Non basta un’assoluzione per assolvere Nicola Adamo

Non basta un’assoluzione per assolvere Nicola Adamo perché c’è una distanza profonda – a volte incolmabile – tra ciò che stabilisce un tribunale e ciò che racconta la verità storica. La recente assoluzione di Capu i Liuni nel processo Rinascita-Scott non cambia la percezione che gran parte dell’opinione pubblica ha costruito negli anni attorno alla sua figura. Non basta una formula giuridica per cancellare il peso di una carriera politica segnata da opacità, intrallazzi, rapporti ambigui, e da una presenza costante nei meccanismi più oscuri del potere calabrese.

Nicola Adamo non è solo un politico assolto: è, prima di tutto, il simbolo di una stagione che ha avvelenato il senso stesso della rappresentanza.
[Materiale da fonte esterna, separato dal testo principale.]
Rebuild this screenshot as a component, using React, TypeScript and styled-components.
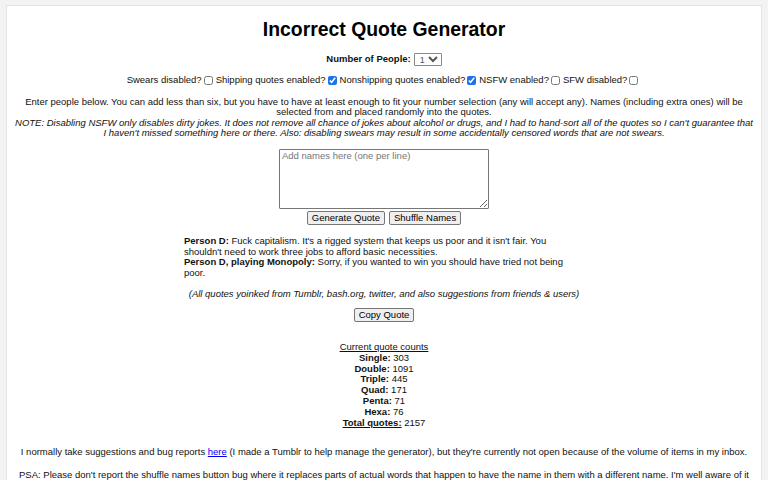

In Calabria, dove ogni scelta politica si intreccia con equilibri consolidati e interessi trasversali, la figura di Adamo ha incarnato per anni un modello di gestione del potere che ha poco a che fare con il servizio pubblico e molto con il controllo, la fidelizzazione, la costruzione di reti personali. E in questo senso, anche senza condanne, resta una responsabilità profonda e non eludibile.

Il giudizio morale, infatti, non si celebra in aula. Si forma nel tempo, si sedimenta nel vissuto collettivo, si scolpisce nei comportamenti e negli effetti che certe logiche di potere producono nella vita delle persone. In questo specchio, Nicola Adamo non appare come un amministratore esemplare, ma come il prodotto di un sistema che ha saputo proteggere se stesso più che rispondere ai bisogni dei cittadini. Un sistema che ha fatto della continuità la sua arma, e del consenso costruito a tavolino il suo scudo. Il problema non è il reato, ma il metodo. Non è solo ciò che si riesce a dimostrare in sede penale, ma ciò che si costruisce nel tempo, alimentando sfiducia, rassegnazione, chiusura. Nicola Adamo – al di là delle sentenze – continua a rappresentare quel metodo. Un modo di fare politica che ha svuotato di senso le istituzioni, che ha reso normale l’anomalia, che ha tolto dignità alla parola “merito”.

E allora, alla fine del processo resta la domanda più semplice e più scomoda: chi è Nicola Adamo? Non ce lo dice una sentenza. Ce lo dice la memoria di questa terra, ce lo dice la Calabria che ha visto, sentito, subito. La sua assoluzione non cancella ciò che ha rappresentato, né le dinamiche che ha alimentato. Il suo nome continua a evocare un modo di intendere la politica come strumento di controllo più che di servizio, come gestione privata dell’interesse pubblico. E questa “sentenza” – pesante, ingombrante, mai davvero smentita – resta tutta sulle sue spalle.